Por tudo isso, achei “Caça Fantasmas”, de Paul Feig, um divertido filme, que apesar de utilizar o original como base, se sustenta sozinho e não pretende nunca ofuscar ou superar o primeiro, mas que nem por isso, parece ser inferior. Um filme para se divertir, mas que consegue ter aquela dose certa de acidez e ironia, para debochar até mesmo dos haters do youtube que elegeram seu trailer como o mais odiado de todos os tempos e que para o amargor dessa gente, ainda termina com uma cena pós créditos onde a personagem da Leslie Jones, após ouvir uma fita com um áudio gravado em um suposto prédio assombrado questiona “Quem é zuul?” (Eu sei!) indicando uma possível sequência.


Caça Fantasmas é o exemplo de que até mesmo algo que é totalmente diferente do que nós queremos, pode ser muito divertido e surpreendente.

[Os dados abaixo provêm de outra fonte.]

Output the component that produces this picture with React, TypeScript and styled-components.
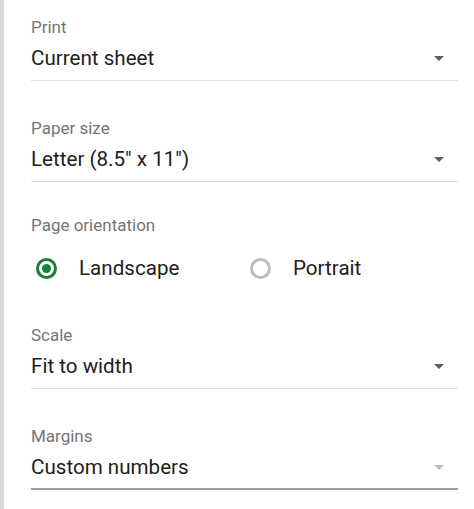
import React from 'react';
import styled, { createGlobalStyle } from 'styled-components';

const GlobalStyle = createGlobalStyle`
  html, body {
    margin: 0;
    padding: 0;
    background: #fff;
  }
  body {
    font-family: Roboto, 'Liberation Sans', Arial, sans-serif;
  }
`;

const Panel = styled.div`
  box-sizing: border-box;
  min-height: 509px;
  border-left: 4px solid #dadada;
  padding: 0 16px 0 27px;
`;

const Field = styled.div`
  padding-top: 17px;
  margin-bottom: 20px;
`;

const Label = styled.div`
  font-size: 17px;
  line-height: 20px;
  color: #757575;
`;

const SelectRow = styled.div<{ $disabled?: boolean }>`
  display: flex;
  align-items: center;
  justify-content: space-between;
  margin-top: 9px;
  padding-bottom: ${(p) => (p.$disabled ? '9px' : '10px')};
  border-bottom: ${(p) => (p.$disabled ? '2px solid #9e9e9e' : '1px solid #e0e0e0')};
  font-size: 20.6px;
  line-height: 24px;
  color: #212121;
`;

const Arrow = styled.span<{ $disabled?: boolean }>`
  width: 0;
  height: 0;
  margin-right: 14px;
  border-left: 5px solid transparent;
  border-right: 5px solid transparent;
  border-top: 5px solid ${(p) => (p.$disabled ? '#bdbdbd' : '#5f5f5f')};
`;

const Orientation = styled.div`
  padding-top: 13px;
  margin-bottom: 28px;
`;

const RadioGroup = styled.div`
  display: grid;
  grid-template-columns: 214px auto;
  margin-top: 21px;
  padding-left: 5px;
`;

const Option = styled.label`
  display: flex;
  align-items: center;
  gap: 22px;
  font-size: 20.6px;
  line-height: 24px;
  color: #212121;
`;

const Radio = styled.span<{ $checked?: boolean }>`
  box-sizing: border-box;
  width: 21px;
  height: 21px;
  border-radius: 50%;
  border: 3px solid ${(p) => (p.$checked ? '#188038' : '#bdbdbd')};
  display: flex;
  align-items: center;
  justify-content: center;
  &::after {
    content: '';
    width: 9px;
    height: 9px;
    border-radius: 50%;
    background: ${(p) => (p.$checked ? '#188038' : 'transparent')};
  }
`;

const SelectField: React.FC<{ label: string; value: string; disabled?: boolean }> = ({
  label,
  value,
  disabled,
}) => (
  <Field>
    <Label>{label}</Label>
    <SelectRow $disabled={disabled}>
      <span>{value}</span>
      <Arrow $disabled={disabled} />
    </SelectRow>
  </Field>
);

export default function App() {
  return (
    <>
      <GlobalStyle />
      <Panel>
        <SelectField label="Print" value="Current sheet" />
        <SelectField label="Paper size" value={'Letter (8.5" x 11")'} />
        <Orientation>
          <Label>Page orientation</Label>
          <RadioGroup>
            <Option>
              <Radio $checked />
              Landscape
            </Option>
            <Option>
              <Radio />
              Portrait
            </Option>
          </RadioGroup>
        </Orientation>
        <SelectField label="Scale" value="Fit to width" />
        <SelectField label="Margins" value="Custom numbers" disabled />
      </Panel>
    </>
  );
}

Não há a necessidade de procurar defeitos ou levantar bandeiras de ódio contra coisas que não representam a gente, basta não assistir, ou assistir e mudar de ideia. As pessoas estão se tornando extremistas demais, defendendo com unhas e dentes apenas o que lhes agrada por retratar traços de suas personalidades ou a representação de seus aspectos físicos e isso não é certo, pois há e sempre haverá espaço para todos, principalmente nas artes e se você não consegue enxergar isso, talvez seja a hora de cruzar os raios de prótons e banir esse monstro gigante que existe dentro de você para outra dimensão, antes que ele cause danos a você mesmo. Então, relaxe, faça um balde de pipoca, assista Caça Fantasmas e dê uma chance ao novo e a você mesmo.